Per preparare il lettore ad affrontare gli argomenti, Musso ha collocato in apertura un capitolo che espone le basi della chimica organica. Nella “realtà molecolare” cerca di dare le nozioni essenziali relative ad atomi, elettroni, legami, aromaticità, gruppi funzionali e isomeri, spingendosi fino alle proteine. Forse è un po’ troppo e così il libro rischia di avere scarso richiamo su coloro che di chimica sanno poco o nulla.

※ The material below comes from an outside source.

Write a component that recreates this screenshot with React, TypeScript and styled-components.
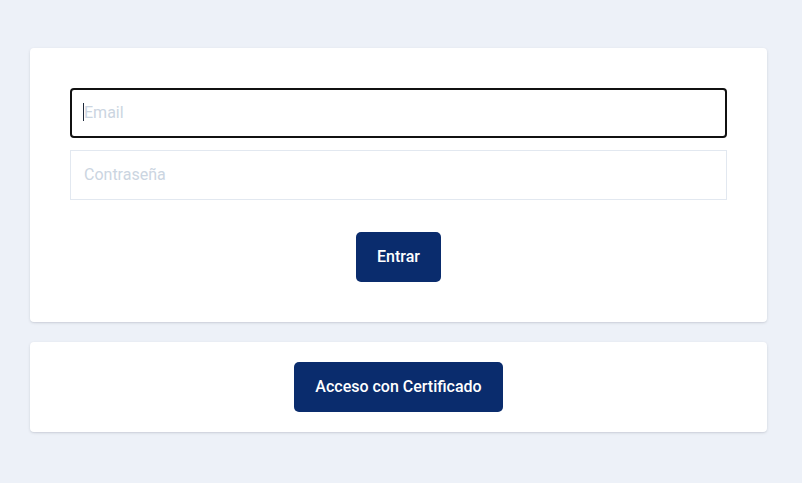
import React from "react";
import styled, { createGlobalStyle } from "styled-components";

const Global = createGlobalStyle`
  html, body { margin: 0; padding: 0; background: #edf1f8; }
  body { font-family: Roboto, "Noto Sans", "Liberation Sans", sans-serif; }
  * { box-sizing: border-box; }
`;

const Page = styled.div`
  min-height: 483px;
  padding: 48px 35px 0 30px;
  display: flex;
  flex-direction: column;
  gap: 20px;
`;

const Card = styled.div<{ $pad: string }>`
  background: #ffffff;
  border-radius: 4px;
  box-shadow: 0 1px 3px rgba(15, 23, 42, 0.12), 0 1px 1px rgba(15, 23, 42, 0.04);
  padding: ${(p) => p.$pad};
  display: flex;
  flex-direction: column;
  align-items: stretch;
`;

const Fields = styled.div`
  display: flex;
  flex-direction: column;
  gap: 12px;
`;

const FieldWrap = styled.div`
  position: relative;
`;

const Input = styled.input<{ $focused?: boolean }>`
  display: block;
  width: 100%;
  height: 50px;
  margin: 0;
  padding: 0 12px 2px;
  font-family: Roboto, "Noto Sans", "Liberation Sans", sans-serif;
  font-size: 16px;
  color: #1e293b;
  background: #ffffff;
  border: ${(p) => (p.$focused ? "2px solid #111111" : "1px solid #e2e8f0")};
  border-radius: ${(p) => (p.$focused ? "4px" : "0")};
  padding-left: ${(p) => (p.$focused ? "12px" : "13px")};
  outline: none;
  &::placeholder { color: #cbd5e1; opacity: 1; }
`;

const Caret = styled.span`
  position: absolute;
  left: 13px;
  top: 15px;
  width: 1px;
  height: 18px;
  background: #1e293b;
`;

const Actions = styled.div<{ $mt: string }>`
  display: flex;
  justify-content: center;
  margin-top: ${(p) => p.$mt};
`;

const Button = styled.button`
  height: 50px;
  padding: 0 21px 2px;
  border: none;
  border-radius: 5px;
  background: #0a2c6d;
  color: #ffffff;
  font-family: Roboto, "Noto Sans", "Liberation Sans", sans-serif;
  font-size: 16px;
  font-weight: 500;
  cursor: pointer;
`;

export default function App() {
  return (
    <>
      <Global />
      <Page>
        <Card $pad="40px 40px 40px 40px">
          <Fields>
            <FieldWrap>
              <Input $focused placeholder="Email" type="text" readOnly />
              <Caret />
            </FieldWrap>
            <FieldWrap>
              <Input placeholder="Contraseña" type="password" readOnly />
            </FieldWrap>
          </Fields>
          <Actions $mt="32px">
            <Button>Entrar</Button>
          </Actions>
        </Card>
        <Card $pad="20px 40px">
          <Actions $mt="0">
            <Button>Acceso con Certificado</Button>
          </Actions>
        </Card>
      </Page>
    </>
  );
}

L’Autore si occupa di spettroscopia molecolare, una tecnica indispensabile per studiare e fabbricare le molecole. Anche per questo, forse, ha deciso di chiudere il libro con un capitolo intitolato “Cacciatori di molecole”, in cui descrive per sommi capi le principali tecniche di spettroscopia molecolare: IR, Raman ed NMR. Completa il quadro con tre pagine dedicate alla spettrometria di massa e alla cromatografia. Si è lodevolmente sforzato, in fin dei conti, di non trascurare alcunché per rendere fruibili al pubblico dei non-chimici le storie raccontate ma resta il dubbio se non sia meglio, anche nella divulgazione scientifica, porsi obiettivi più limitati e procedere con maggior gradualità.